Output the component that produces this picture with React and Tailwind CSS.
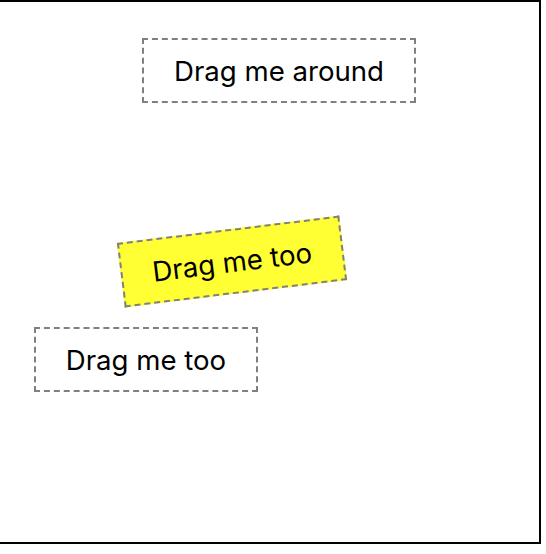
const font = { fontFamily: 'Inter, "Noto Sans", sans-serif' };

function Draggable({ className = '', children }) {
  return (
    <div
      className={`absolute flex items-center justify-center border-2 border-dashed border-[#808080] pt-[3px] text-[27.6px] leading-none text-black select-none ${className}`}
    >
      {children}
    </div>
  );
}

export default function App() {
  return (
    <div className="h-[554px] w-[546px] overflow-hidden bg-white" style={font}>
      <div className="relative -ml-[2px] h-[544px] w-[543px] border-2 border-black">
        <Draggable className="left-[142px] top-[36px] h-[65px] w-[274px]">Drag me around</Draggable>
        <Draggable className="left-[120px] top-[227px] h-[65px] w-[224px] -rotate-[7deg] bg-[#ffff33]">Drag me too</Draggable>
        <Draggable className="left-[34px] top-[325px] h-[65px] w-[224px]">Drag me too</Draggable>
      </div>
    </div>
  );
}
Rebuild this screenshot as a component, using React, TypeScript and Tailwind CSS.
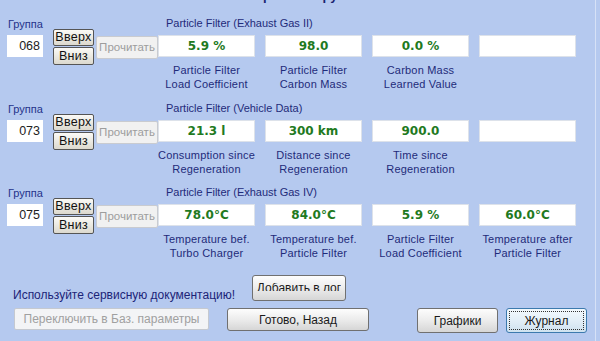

··········

Short problem: Leaving all pictures aside, quote each record exactly.

Finished exercise:
Output the component that produces this picture with React and Tailwind CSS.
const font = { fontFamily: 'Inter, "Noto Sans", sans-serif' };

function Draggable({ className = '', children }) {
  return (
    <div
      className={`absolute flex items-center justify-center border-2 border-dashed border-[#808080] pt-[3px] text-[27.6px] leading-none text-black select-none ${className}`}
    >
      {children}
    </div>
  );
}

export default function App() {
  return (
    <div className="h-[554px] w-[546px] overflow-hidden bg-white" style={font}>
      <div className="relative -ml-[2px] h-[544px] w-[543px] border-2 border-black">
        <Draggable className="left-[142px] top-[36px] h-[65px] w-[274px]">Drag me around</Draggable>
        <Draggable className="left-[120px] top-[227px] h-[65px] w-[224px] -rotate-[7deg] bg-[#ffff33]">Drag me too</Draggable>
        <Draggable className="left-[34px] top-[325px] h-[65px] w-[224px]">Drag me too</Draggable>
      </div>
    </div>
  );
}
Rebuild this screenshot as a component, using React, TypeScript and Tailwind CSS.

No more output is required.